Finding the Volkov girl was an unbelievable stroke of luck. A whispered rumor from a source who refused to step into the light. I still don’t quite understand how it bore out to be true, but it did. She is who we thought she was, and now she is ours to do with as we please. A gift I never expected. A blessing we surely did not deserve.

When I sit to drink wine and ponder, as I am doing now, what I come back to again and again is that we brought this apocalypse down upon ourselves. Each of us saw the signs of madness brewing in Father. But we did nothing to combat it. We let him spit and swear and work himself up into a rage night after night. In the end, we let it kill him. We let it take our baby brother to the grave too.

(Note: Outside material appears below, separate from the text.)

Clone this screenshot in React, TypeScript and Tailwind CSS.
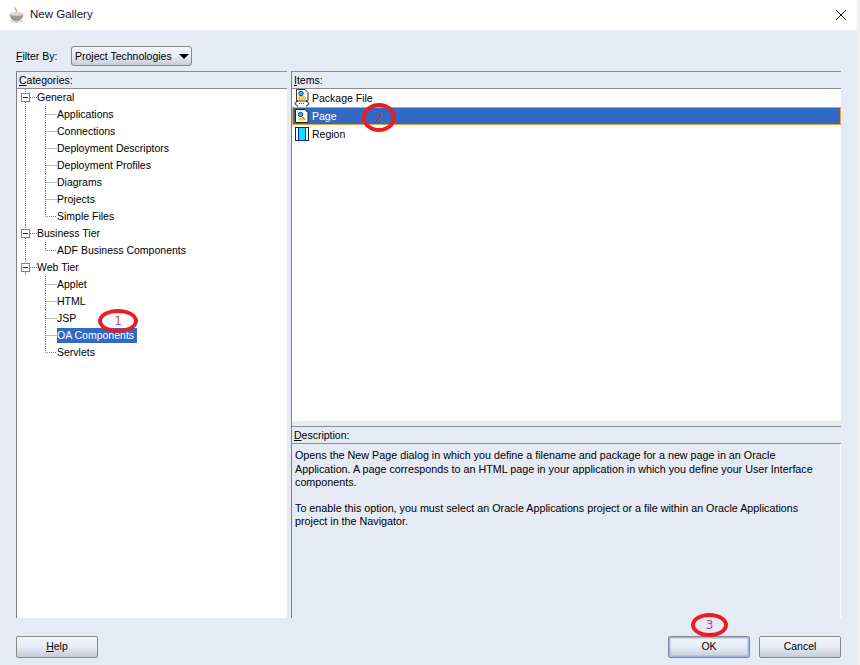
import type { ReactNode } from 'react'

const groups = [
  {
    name: 'General',
    items: [
      'Applications',
      'Connections',
      'Deployment Descriptors',
      'Deployment Profiles',
      'Diagrams',
      'Projects',
      'Simple Files',
    ],
  },
  { name: 'Business Tier', items: ['ADF Business Components'] },
  { name: 'Web Tier', items: ['Applet', 'HTML', 'JSP', 'OA Components', 'Servlets'] },
]

function Key({ children }: { children: ReactNode }) {
  return <span className="underline underline-offset-1">{children}</span>
}

function PanelHead({ children }: { children: ReactNode }) {
  return (
    <div className="h-[18px] shrink-0 border-y border-y-[#8c8c8c] bg-[#e6eaf5] pl-[2px] leading-[16px]">
      {children}
    </div>
  )
}

function GroupRow({ name }: { name: string }) {
  return (
    <div className="flex h-[17px] items-center">
      <svg width="17" height="17" className="ml-[3px] shrink-0">
        <path d="M5.5 0V4M5.5 13V17M10 8.5H17" stroke="#777" strokeDasharray="1 1" fill="none" />
        <rect x="1.5" y="4.5" width="8" height="8" fill="#fff" stroke="#808080" />
        <path d="M3 8.5H8" stroke="#222" />
      </svg>
      <span className="whitespace-nowrap">{name}</span>
    </div>
  )
}

function ItemRow({ name, last, outerLine }: { name: string; last: boolean; outerLine: boolean }) {
  const selected = name === 'OA Components'
  return (
    <div className="flex h-[17px] items-center">
      <svg width="37" height="17" className="ml-[3px] shrink-0">
        {outerLine && <path d="M5.5 0V17" stroke="#777" strokeDasharray="1 1" fill="none" />}
        <path
          d={last ? 'M25.5 0V8.5H37' : 'M25.5 0V17M25.5 8.5H37'}
          stroke="#777"
          strokeDasharray="1 1"
          fill="none"
        />
      </svg>
      <span className={selected ? 'whitespace-nowrap bg-[#316ac5] pr-[3px] text-white' : 'whitespace-nowrap'}>
        {name}
      </span>
    </div>
  )
}

function PackageIcon() {
  return (
    <svg width="16" height="18" viewBox="0 0 16 18" className="shrink-0">
      <path d="M2.5 .5H11L14 3.5V12H2.5Z" fill="#fff" stroke="#333" />
      <path d="M4 8C5 6 10 6 12 8V11H4Z" fill="#f3cf5a" />
      <circle cx="7" cy="4.5" r="2.2" fill="#1fd0e8" stroke="#2a2a80" />
      <path d="M4 11.5L.8 14.5 4 17.5M12 11.5L15.2 14.5 12 17.5" stroke="#000" fill="none" />
      <path d="M5 14.5H11" stroke="#555" strokeDasharray="1 1" />
    </svg>
  )
}

function PageIcon() {
  return (
    <svg width="14" height="14" viewBox="0 0 14 14" className="shrink-0">
      <path d="M.5 .5H10L13 3.5V13.5H.5Z" fill="#fff8e0" stroke="#222" />
      <circle cx="5.5" cy="5.5" r="2.2" fill="#17cfe6" stroke="#23307a" />
      <path d="M3.5 9H9.5V11.5H3.5Z" fill="#f1cd55" />
      <path d="M7 7.5L10 10.5" stroke="#23307a" />
    </svg>
  )
}

function RegionIcon() {
  return (
    <svg width="14" height="14" viewBox="0 0 14 14" className="shrink-0">
      <rect x=".5" y=".5" width="13" height="13" fill="#fff" stroke="#222" />
      <rect x="3.5" y=".5" width="7" height="13" fill="#10e4f4" stroke="#0b1fe0" />
    </svg>
  )
}

function Bubble({ n, className, text }: { n: number; className: string; text: string }) {
  return (
    <div
      className={`absolute flex items-center justify-center rounded-[50%] border-[4px] border-[#ec1c24] font-['DejaVu_Sans',sans-serif] text-[12px] ${className} ${text}`}
    >
      {n}
    </div>
  )
}

function DialogButton({ children, focused }: { children: ReactNode; focused?: boolean }) {
  return (
    <button
      className={`h-[22px] w-[82px] rounded-[2px] border border-[#8a8a8a] bg-gradient-to-b from-[#f2f5fd] via-[#e8ecf7] to-[#c6cbd8] text-black ${
        focused ? 'shadow-[inset_0_0_0_1.5px_#9db8e6]' : ''
      }`}
    >
      {children}
    </button>
  )
}

export default function App() {
  return (
    <div className="relative h-[665px] w-[860px] overflow-hidden bg-[#f0f0f0] font-['Liberation_Sans',sans-serif] text-[10.5px] text-black">
      <div className="flex h-[665px] w-[857px] flex-col bg-[#e6eaf5]">
        <div className="flex h-[30px] shrink-0 items-center bg-white pl-[8px] pr-[10px]">
          <svg width="17" height="18" viewBox="0 0 16 16" className="shrink-0">
            <path d="M7 1C6 3 9 3 8 5" stroke="#d9ad62" strokeWidth="1.5" fill="none" />
            <ellipse cx="8" cy="7" rx="6.5" ry="1.8" fill="#d8d8d8" />
            <path d="M1.5 7.5C2 12 5 14 8 14S14 12 14.5 7.5C12 9 4 9 1.5 7.5Z" fill="#9a9a9a" />
            <path d="M2 13C5 15.5 11 15.5 14 13" stroke="#bbb" fill="none" />
          </svg>
          <span className="ml-[5px] text-[11.5px] text-[#1a1030]">New Gallery</span>
          <svg width="12" height="12" viewBox="0 0 12 12" className="ml-auto">
            <path d="M1 1L11 11M11 1L1 11" stroke="#111" strokeWidth="1" />
          </svg>
        </div>

        <div className="flex h-[41px] shrink-0 items-start pl-[16px] pt-[16px]">
          <span className="mt-[3px] w-[55px]">
            <Key>F</Key>ilter By:
          </span>
          <div className="flex h-[20px] w-[121px] items-center justify-between rounded-[3px] border border-[#8a8a8a] bg-gradient-to-b from-[#f2f5fd] via-[#e8ecf7] to-[#c6cbd8] pl-[3px] pr-[2px]">
            <span className="whitespace-nowrap pt-px">Project Technologies</span>
            <span className="h-0 w-0 border-x-[5px] border-t-[5px] border-x-transparent border-t-black" />
          </div>
        </div>

        <div className="flex h-[547px] shrink-0 gap-[4px] pl-[16px]">
          <div className="flex w-[271px] flex-col border-l border-l-[#808080]">
            <PanelHead>
              <Key>C</Key>ategories:
            </PanelHead>
            <div className="flex-1 bg-white">
              {groups.map((group, g) => (
                <div key={group.name}>
                  <GroupRow name={group.name} />
                  {group.items.map((item, i) => (
                    <ItemRow
                      key={item}
                      name={item}
                      last={i === group.items.length - 1}
                      outerLine={g < groups.length - 1}
                    />
                  ))}
                </div>
              ))}
            </div>
          </div>

          <div className="flex w-[550px] flex-col gap-[5px] border-l border-l-[#808080]">
            <div className="flex h-[350px] flex-col">
              <PanelHead>
                <Key>I</Key>tems:
              </PanelHead>
              <div className="flex-1 bg-white">
                <div className="flex h-[18px] items-center gap-[2px] pl-[2px]">
                  <PackageIcon />
                  <span className="pt-[2px]">Package File</span>
                </div>
                <div className="flex h-[18px] items-center gap-[3px] border border-[#e8a33d] bg-[#316ac5] pl-[2px] text-white">
                  <PageIcon />
                  <span className="pt-[2px]">Page</span>
                </div>
                <div className="flex h-[18px] items-center gap-[3px] pl-[3px]">
                  <RegionIcon />
                  <span className="pt-[2px]">Region</span>
                </div>
              </div>
            </div>

            <div className="flex h-[192px] flex-col">
              <PanelHead>
                <Key>D</Key>escription:
              </PanelHead>
              <div className="flex-1 border-r border-r-white pl-[3px] pr-[12px] pt-[5px] text-[10.75px] leading-[13.5px]">
                <p className="mb-[12px]">
                  Opens the New Page dialog in which you define a filename and package for a new page in an Oracle
                  Application. A page corresponds to an HTML page in your application in which you define your User
                  Interface components.
                </p>
                <p>
                  To enable this option, you must select an Oracle Applications project or a file within an Oracle
                  Applications project in the Navigator.
                </p>
              </div>
            </div>
          </div>
        </div>

        <div className="flex flex-1 items-start justify-between pl-[16px] pr-[16px] pt-[18px]">
          <DialogButton>
            <Key>H</Key>elp
          </DialogButton>
          <div className="flex gap-[9px]">
            <DialogButton focused>OK</DialogButton>
            <DialogButton>Cancel</DialogButton>
          </div>
        </div>
      </div>

      <Bubble n={1} className="left-[98px] top-[309px] h-[24px] w-[40px]" text="text-[#d8436a]" />
      <Bubble n={2} className="left-[362px] top-[103px] h-[29px] w-[34px]" text="text-[#e0203c]" />
      <Bubble n={3} className="left-[691px] top-[613px] h-[24px] w-[37px]" text="text-[#c8358f]" />
    </div>
  )
}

“We earned what we have been given,” I murmur to myself.

The study in the west wing is quiet. This is my area, my thinking place, the only little corner of the Bianci Castle that none dare disturb, not even my brothers. It is filled with rows and rows of books reaching up to the high ceiling, save for one wall that is a cacophony of computer screens and complicated technology.

It is an underappreciated room. Dante thinks that our wars are waged on the streets, with guns and knives and spilled blood. Leo thinks they are waged in the bedroom, with seduction and betrayal. Vito thinks they are won in the boardroom, negotiated between enemies like we are diplomats or lawyers.

Only I know the truth: war is a state of mind.

To win it is to occupy your enemy’s head and know what he will do before evenheknows it. Information is not merely an advantage to be weaponized—it is the only weapon that exists at all. Our wars are won before a single Bianci soldier takes up arms.